# Craftex milling machine



## trlvn (Jul 18, 2019)

I snagged a Craftex mill-drill via an online auction last night.  A model B1977, it seems to be from 2002 or so and includes a digital readout and power on the X axis.  With "Buyers Premium" and HST, the price was OK but not gloatable.  I'm also going to have to rent a vehicle and an engine hoist to get it home so that's going to add the cost.

Here's a picture from the auction listing:






Pickup is on Saturday so I'll probably be posting more questions and whatnot after that.  

BTW, it is supposed to rain on Saturday so I'm planning to rent a cargo van.  If I take the machine off the base, it will fit into the van upright, won't it?  The manual says the height is 43.5 inches but somehow it looks taller.

Craig


----------



## YYCHM (Jul 18, 2019)

So what did it end up costing you (less moving it)?  DRO and x-axis power feed.
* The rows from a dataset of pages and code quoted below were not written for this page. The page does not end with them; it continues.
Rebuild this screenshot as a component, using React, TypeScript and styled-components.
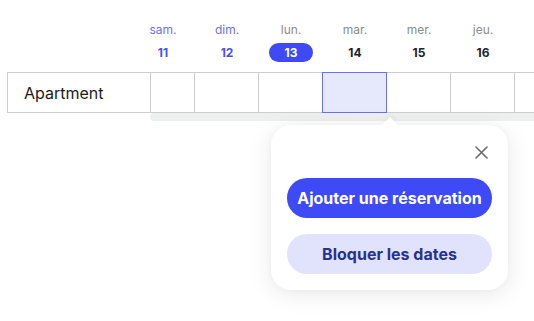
import React from "react";
import styled, { createGlobalStyle } from "styled-components";

const Global = createGlobalStyle`
  html, body { margin: 0; padding: 0; background: #ffffff; }
  body { font-family: Inter, "Noto Sans", sans-serif; overflow: hidden; }
  * { box-sizing: border-box; }
`;

const Page = styled.div`
  position: relative;
  width: 534px;
  height: 321px;
  overflow: hidden;
  padding-left: 7px;
`;

const Header = styled.div`
  display: flex;
  padding-top: 22px;
  height: 72px;
`;

const HeaderSpacer = styled.div`
  flex: 0 0 124px;
`;

const DayCol = styled.div`
  flex: 0 0 64px;
  display: flex;
  flex-direction: column;
  align-items: center;
  gap: 5px;
`;

const DayName = styled.div<{ $weekend?: boolean }>`
  font-size: 12px;
  line-height: 16px;
  color: ${(p) => (p.$weekend ? "#6d6ff3" : "#8c8c8c")};
`;

const DayNum = styled.div<{ $weekend?: boolean; $today?: boolean }>`
  width: 44px;
  height: 19px;
  border-radius: 10px;
  display: flex;
  align-items: center;
  justify-content: center;
  font-size: 12px;
  font-weight: 700;
  color: ${(p) => (p.$today ? "#ffffff" : p.$weekend ? "#4b4fe8" : "#1d2330")};
  background: ${(p) => (p.$today ? "#3d4af5" : "transparent")};
`;

const Row = styled.div`
  display: flex;
  height: 41px;
  border-top: 1px solid #cdcdcd;
  border-bottom: 1px solid #cdcdcd;
  width: 600px;
`;

const LabelCell = styled.div`
  flex: 0 0 144px;
  display: flex;
  align-items: center;
  padding-left: 16px;
  border-left: 1px solid #cdcdcd;
  border-right: 1px solid #cdcdcd;
  font-size: 16px;
  color: #1b1b1b;
`;

const Cell = styled.div<{ $w: number; $selected?: boolean }>`
  flex: 0 0 ${(p) => p.$w}px;
  border-right: 1px solid #cdcdcd;
  margin-top: ${(p) => (p.$selected ? "-1px" : "0")};
  margin-bottom: ${(p) => (p.$selected ? "-1px" : "0")};
  margin-left: ${(p) => (p.$selected ? "-1px" : "0")};
  ${(p) =>
    p.$selected
      ? `background: #e6e8fb; border: 1px solid #6a70ee; flex-basis: 65px;`
      : ""}
`;

const ScrollTrack = styled.div`
  margin-left: 143px;
  height: 8px;
  background: #eef0f0;
  border-radius: 4px 0 0 4px;
`;

const Popover = styled.div`
  position: absolute;
  left: 271px;
  top: 125px;
  width: 237px;
  height: 165px;
  background: #ffffff;
  border-radius: 20px;
  box-shadow: 0 4px 24px rgba(0, 0, 0, 0.09), 0 0 6px rgba(0, 0, 0, 0.03);
  padding: 16px;
  display: flex;
  flex-direction: column;
`;

const Arrow = styled.div`
  position: absolute;
  top: -8px;
  left: 111px;
  width: 0;
  height: 0;
  border-left: 8px solid transparent;
  border-right: 8px solid transparent;
  border-bottom: 8px solid #ffffff;
  filter: drop-shadow(0 -2px 2px rgba(0, 0, 0, 0.04));
`;

const CloseRow = styled.div`
  display: flex;
  justify-content: flex-end;
  height: 22px;
  margin-bottom: 15px;
`;

const CloseBtn = styled.button`
  width: 22px;
  height: 22px;
  border: none;
  background: none;
  padding: 0;
  display: flex;
  align-items: center;
  justify-content: center;
  cursor: pointer;
`;

const Buttons = styled.div`
  display: flex;
  flex-direction: column;
  gap: 16px;
`;

const PillButton = styled.button<{ $primary?: boolean }>`
  height: 40px;
  border: none;
  border-radius: 20px;
  font-family: Inter, "Noto Sans", sans-serif;
  font-size: 16px;
  font-weight: 700;
  letter-spacing: 0;
  color: ${(p) => (p.$primary ? "#ffffff" : "#29308f")};
  background: ${(p) => (p.$primary ? "#3d4af5" : "#e1e3fc")};
  cursor: pointer;
`;

const days = [
  { name: "sam.", num: 11, weekend: true },
  { name: "dim.", num: 12, weekend: true },
  { name: "lun.", num: 13, today: true },
  { name: "mar.", num: 14 },
  { name: "mer.", num: 15 },
  { name: "jeu.", num: 16 },
];

export default function App() {
  return (
    <>
      <Global />
      <Page>
        <Header>
          <HeaderSpacer />
          {days.map((d) => (
            <DayCol key={d.num}>
              <DayName $weekend={d.weekend}>{d.name}</DayName>
              <DayNum $weekend={d.weekend} $today={d.today}>
                {d.num}
              </DayNum>
            </DayCol>
          ))}
        </Header>
        <Row>
          <LabelCell>Apartment</LabelCell>
          <Cell $w={44} />
          <Cell $w={64} />
          <Cell $w={64} />
          <Cell $w={64} $selected />
          <Cell $w={64} />
          <Cell $w={64} />
          <Cell $w={64} />
        </Row>
        <ScrollTrack />
        <Popover>
          <Arrow />
          <CloseRow>
            <CloseBtn aria-label="Fermer">
              <svg width="13" height="13" viewBox="0 0 13 13">
                <path
                  d="M1 1 L12 12 M12 1 L1 12"
                  stroke="#6b6b6b"
                  strokeWidth="1.6"
                  strokeLinecap="round"
                />
              </svg>
            </CloseBtn>
          </CloseRow>
          <Buttons>
            <PillButton $primary>Ajouter une réservation</PillButton>
            <PillButton>Bloquer les dates</PillButton>
          </Buttons>
        </Popover>
      </Page>
    </>
  );
}
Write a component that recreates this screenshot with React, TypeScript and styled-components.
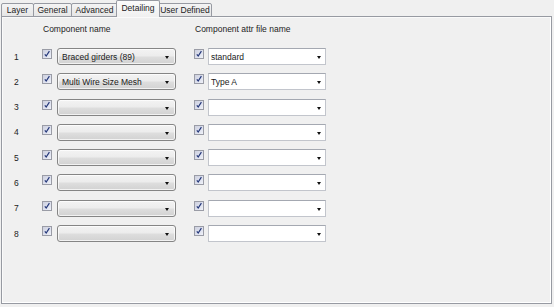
import styled, { createGlobalStyle } from "styled-components";

const GlobalStyle = createGlobalStyle`
  html, body {
    margin: 0;
    padding: 0;
    background: #f0f0f0;
  }
  body {
    font-family: "Liberation Sans", Arial, sans-serif;
    font-size: 8.5px;
    color: #1e1e1e;
  }
`;

const tabs = [
  { label: "Layer", width: 33 },
  { label: "General", width: 39 },
  { label: "Advanced", width: 47 },
  { label: "Detailing", width: 44 },
  { label: "User Defined", width: 54 },
];

const rows = [
  { name: "Braced girders (89)", attr: "standard" },
  { name: "Multi Wire Size Mesh", attr: "Type A" },
  { name: "", attr: "" },
  { name: "", attr: "" },
  { name: "", attr: "" },
  { name: "", attr: "" },
  { name: "", attr: "" },
  { name: "", attr: "" },
];

const Window = styled.div`
  width: 554px;
  height: 307px;
  padding-left: 1px;
  box-sizing: border-box;
  background: #f0f0f0;
`;

const TabStrip = styled.div`
  position: relative;
  z-index: 1;
  display: flex;
  align-items: flex-end;
  height: 17px;
`;

const Tab = styled.div<{ $width: number; $active?: boolean }>`
  box-sizing: border-box;
  width: ${(p) => p.$width}px;
  height: ${(p) => (p.$active ? 17 : 14)}px;
  margin-left: ${(p) => (p.$active ? -2 : -1)}px;
  margin-right: ${(p) => (p.$active ? -1 : 0)}px;
  position: relative;
  z-index: ${(p) => (p.$active ? 2 : 1)};
  border: 1px solid #979aa2;
  border-bottom: ${(p) => (p.$active ? "none" : "1px solid #979aa2")};
  border-radius: 2px 2px 0 0;
  background: ${(p) =>
    p.$active
      ? "linear-gradient(#fbfbfb, #f0f0f0)"
      : "linear-gradient(#f4f4f4, #e6e6e6)"};
  display: flex;
  align-items: center;
  justify-content: center;
  padding-bottom: ${(p) => (p.$active ? 2 : 0)}px;
  white-space: nowrap;
  color: #222;

  &:first-child {
    margin-left: 0;
  }
`;

const Panel = styled.div`
  box-sizing: border-box;
  width: 551px;
  height: 288px;
  margin-top: -1px;
  border: 1px solid #979aa2;
  box-shadow: inset -1px -1px 0 #ffffff, inset 1px 1px 0 #fafafa;
  background: #f0f0f0;
  padding: 7px 0 0 11px;
`;

const HeaderRow = styled.div`
  display: flex;
  height: 10px;
  line-height: 10px;
  color: #222;
`;

const HeaderCell = styled.div<{ $width: number }>`
  width: ${(p) => p.$width}px;
  flex: none;
`;

const RowList = styled.div`
  display: grid;
  grid-auto-rows: 17px;
  row-gap: 8.3px;
  margin-top: 14px;
`;

const Row = styled.div`
  display: flex;
  align-items: center;
`;

const Num = styled.div`
  width: 29px;
  flex: none;
  padding-left: 1px;
  box-sizing: border-box;
  color: #222;
`;

const CheckCell = styled.div<{ $width: number }>`
  width: ${(p) => p.$width}px;
  flex: none;
  display: flex;
  align-items: center;
  align-self: flex-start;
  padding-top: 1px;
`;

const CheckBox = styled.div`
  box-sizing: border-box;
  width: 10px;
  height: 10px;
  border: 1px solid #9a9ca6;
  background: linear-gradient(135deg, #cdd0de 0%, #dfe2ef 60%, #f0f2f8 100%);
  display: flex;
  align-items: center;
  justify-content: center;

  svg {
    display: block;
  }
`;

const Combo = styled.div<{ $editable?: boolean }>`
  box-sizing: border-box;
  height: 17px;
  flex: none;
  width: ${(p) => (p.$editable ? 118 : 119)}px;
  display: flex;
  align-items: center;
  position: relative;
  padding-left: ${(p) => (p.$editable ? 2 : 4)}px;
  border: 1px solid ${(p) => (p.$editable ? "#c2c5cc" : "#858585")};
  border-top-color: ${(p) => (p.$editable ? "#a4a8b1" : "#858585")};
  border-radius: ${(p) => (p.$editable ? 0 : 3)}px;
  background: ${(p) =>
    p.$editable
      ? "#ffffff"
      : "linear-gradient(#f3f3f3 0%, #ececec 48%, #dedede 52%, #d2d2d2 100%)"};
  box-shadow: ${(p) => (p.$editable ? "none" : "inset 0 0 0 1px rgba(255,255,255,0.7)")};
  color: #1a1a1a;
  white-space: nowrap;
`;

const Arrow = styled.span<{ $right: number }>`
  position: absolute;
  right: ${(p) => p.$right}px;
  top: 7px;
  width: 0;
  height: 0;
  border-left: 2.5px solid transparent;
  border-right: 2.5px solid transparent;
  border-top: 3px solid #111;
`;

const Gap = styled.div<{ $width: number }>`
  width: ${(p) => p.$width}px;
  flex: none;
`;

const Check = () => (
  <CheckBox>
    <svg width="8" height="8" viewBox="0 0 8 8">
      <path d="M1.8 4.4 L3.2 6 L6.4 1.2" fill="none" stroke="#26397a" strokeWidth="1.2" />
    </svg>
  </CheckBox>
);

export default function App() {
  return (
    <Window>
      <GlobalStyle />
      <TabStrip>
        {tabs.map((t) => (
          <Tab key={t.label} $width={t.width} $active={t.label === "Detailing"}>
            {t.label}
          </Tab>
        ))}
      </TabStrip>
      <Panel>
        <HeaderRow>
          <HeaderCell $width={30} />
          <HeaderCell $width={152}>Component name</HeaderCell>
          <HeaderCell $width={140}>Component attr file name</HeaderCell>
        </HeaderRow>
        <RowList>
          {rows.map((r, i) => (
            <Row key={i}>
              <Num>{i + 1}</Num>
              <CheckCell $width={15}>
                <Check />
              </CheckCell>
              <Combo>
                {r.name}
                <Arrow $right={6} />
              </Combo>
              <Gap $width={18} />
              <CheckCell $width={14}>
                <Check />
              </CheckCell>
              <Combo $editable>
                {r.attr}
                <Arrow $right={4} />
              </Combo>
            </Row>
          ))}
        </RowList>
      </Panel>
    </Window>
  );
}
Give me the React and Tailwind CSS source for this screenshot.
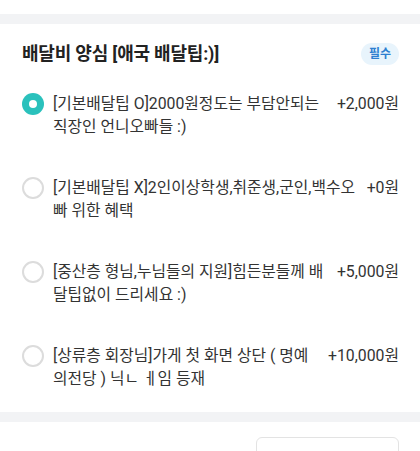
import { useState } from 'react'

const options = [
  { id: 1, lines: ['[기본배달팁 O]2000원정도는 부담안되는', '직장인 언니오빠들 :)'], price: '+2,000원' },
  { id: 2, lines: ['[기본배달팁 X]2인이상학생,취준생,군인,백수오', '빠 위한 혜택'], price: '+0원' },
  { id: 3, lines: ['[중산층 형님,누님들의 지원]힘든분들께 배', '달팁없이 드리세요 :)'], price: '+5,000원' },
  { id: 4, lines: ['[상류층 회장님]가게 첫 화면 상단 ( 명예', '의전당 ) 닉ㄴ ㅔ임 등재'], price: '+10,000원' },
]

function Radio({ checked }) {
  return checked ? (
    <span className="flex h-[22px] w-[22px] shrink-0 items-center justify-center rounded-full bg-[#2ac1bc]">
      <span className="block h-[8px] w-[8px] rounded-full bg-white" />
    </span>
  ) : (
    <span className="block h-[22px] w-[22px] shrink-0 rounded-full border-2 border-[#dcdcdc] bg-white" />
  )
}

export default function App() {
  const [selected, setSelected] = useState(1)

  return (
    <div className="min-h-[451px] bg-white font-['Roboto','Noto_Sans_CJK_KR',sans-serif] text-[#333]">
      <div className="h-[14px]" />
      <div className="h-[10px] bg-[#f2f3f5]" />

      <section className="pl-[22px] pr-[21px] pt-[19px] pb-[22px]">
        <div className="flex items-center justify-between">
          <h2 className="text-[18px] font-bold leading-[22px] tracking-[-0.2px] text-[#222]">
            배달비 양심 [애국 배달팁:)]
          </h2>
          <span className="flex h-[22px] items-center rounded-full bg-[#e8f4fc] px-[8px] text-[12px] font-bold text-[#2d7fd0]">
            필수
          </span>
        </div>

        <div className="mt-[27px] flex flex-col gap-[38px]">
          {options.map((o) => (
            <label
              key={o.id}
              onClick={() => setSelected(o.id)}
              className="flex cursor-pointer items-start"
            >
              <span className="mt-[1px] block shrink-0">
                <Radio checked={selected === o.id} />
              </span>
              <span className="ml-[9px] flex min-w-0 flex-1 flex-col text-[15.8px] leading-[23px]">
                {o.lines.map((l) => (
                  <span key={l} className="whitespace-nowrap">{l}</span>
                ))}
              </span>
              <span className="ml-[8px] shrink-0 text-[15.8px] leading-[23px]">{o.price}</span>
            </label>
          ))}
        </div>
      </section>

      <div className="h-[10px] bg-[#f2f3f5]" />

      <div className="flex items-start justify-between pl-[22px] pr-[21px] pt-[15px]">
        <span className="mt-[15px] text-[17px] font-bold leading-[22px] text-[#222]">수량</span>
        <div className="h-[42px] w-[143px] rounded-[6px] border border-[#e3e3e3]" />
      </div>
    </div>
  )
}
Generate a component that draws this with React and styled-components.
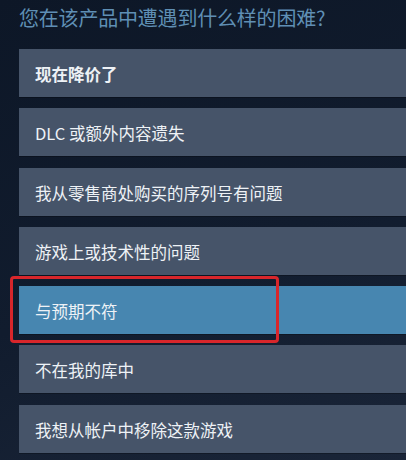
import React from "react";
import styled, { createGlobalStyle } from "styled-components";

const Global = createGlobalStyle`
  html, body { margin: 0; padding: 0; }
  body {
    width: 406px;
    height: 460px;
    overflow: hidden;
    background: linear-gradient(160deg, #0d1727 0%, #111c2e 55%, #1a2538 100%);
    font-family: "Noto Sans CJK SC", "Noto Sans", sans-serif;
  }
`;

const Page = styled.div`
  padding: 4px 0 0 19px;
  display: flex;
  flex-direction: column;
`;

const Title = styled.h2`
  margin: 0 0 17px 0;
  font-size: 20px;
  line-height: 28px;
  font-weight: 400;
  color: #5f8fb4;
  letter-spacing: -0.2px;
`;

const List = styled.div`
  display: flex;
  flex-direction: column;
  gap: 11.3px;
`;

const Option = styled.div`
  position: relative;
  height: 48px;
  display: flex;
  align-items: center;
  padding: 2px 0 0 16px;
  box-sizing: border-box;
  background: ${(p) => (p.$selected ? "#4786b0" : "#465469")};
  color: #eef2f6;
  font-size: 16.5px;
  font-weight: ${(p) => (p.$bold ? 700 : 400)};
  box-shadow: 0 1px 0 rgba(0, 0, 0, 0.25);

  ${(p) =>
    p.$marked &&
    `
    &::after {
      content: "";
      position: absolute;
      top: -10px;
      left: -9px;
      width: 269px;
      bottom: -9px;
      border: 3.5px solid #d8262b;
      border-radius: 4px;
      box-sizing: border-box;
      pointer-events: none;
    }
  `}
`;

const options = [
  { label: "现在降价了", bold: true },
  { label: "DLC 或额外内容遗失" },
  { label: "我从零售商处购买的序列号有问题" },
  { label: "游戏上或技术性的问题" },
  { label: "与预期不符", selected: true, marked: true },
  { label: "不在我的库中" },
  { label: "我想从帐户中移除这款游戏" },
];

export default function App() {
  return (
    <>
      <Global />
      <Page>
        <Title>您在该产品中遭遇到什么样的困难?</Title>
        <List>
          {options.map((o) => (
            <Option
              key={o.label}
              $bold={o.bold}
              $selected={o.selected}
              $marked={o.marked}
            >
              {o.label}
            </Option>
          ))}
        </List>
      </Page>
    </>
  );
}
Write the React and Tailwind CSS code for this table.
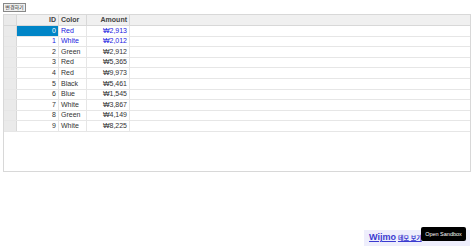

NICE!


----------



## trlvn (Jul 18, 2019)

My winning bid was $1,002--apparently that "2" made all the difference!  But with buyer's premium and HST, the total was almost $1,300.

I really thought the bidding on the mill was going to go to $1,300 and maybe past $1,500.  OTOH, there is no proper milling vise and just a single collet (mounted).  (Hmm, wrench??)   Earlier in the auction, there were lots with a collet set, boring head and a drill chuck on R8.  Since I didn't expect to win the mill, I didn't even bid on these.  And they generally went for near the price of new stuff!

Craig


----------



## Tom Kitta (Jul 18, 2019)

It feels to me that in ON you paid a bit too much for it. Bidding at $1500 would put it into new category for this mill sans DRO / power - i.e. you could just get a new one for that price (with fees included).

In AB similar mill drill on auction with same stand about same age went for around 830 CAD with 20% fee (5% GST + 15% auction) that makes it under $100. It didn't have power feed and Y axis needed work BUT in AB you pay premium for machines. New DRO and power on X would put this above what you paid but they would be new and machine is in AB.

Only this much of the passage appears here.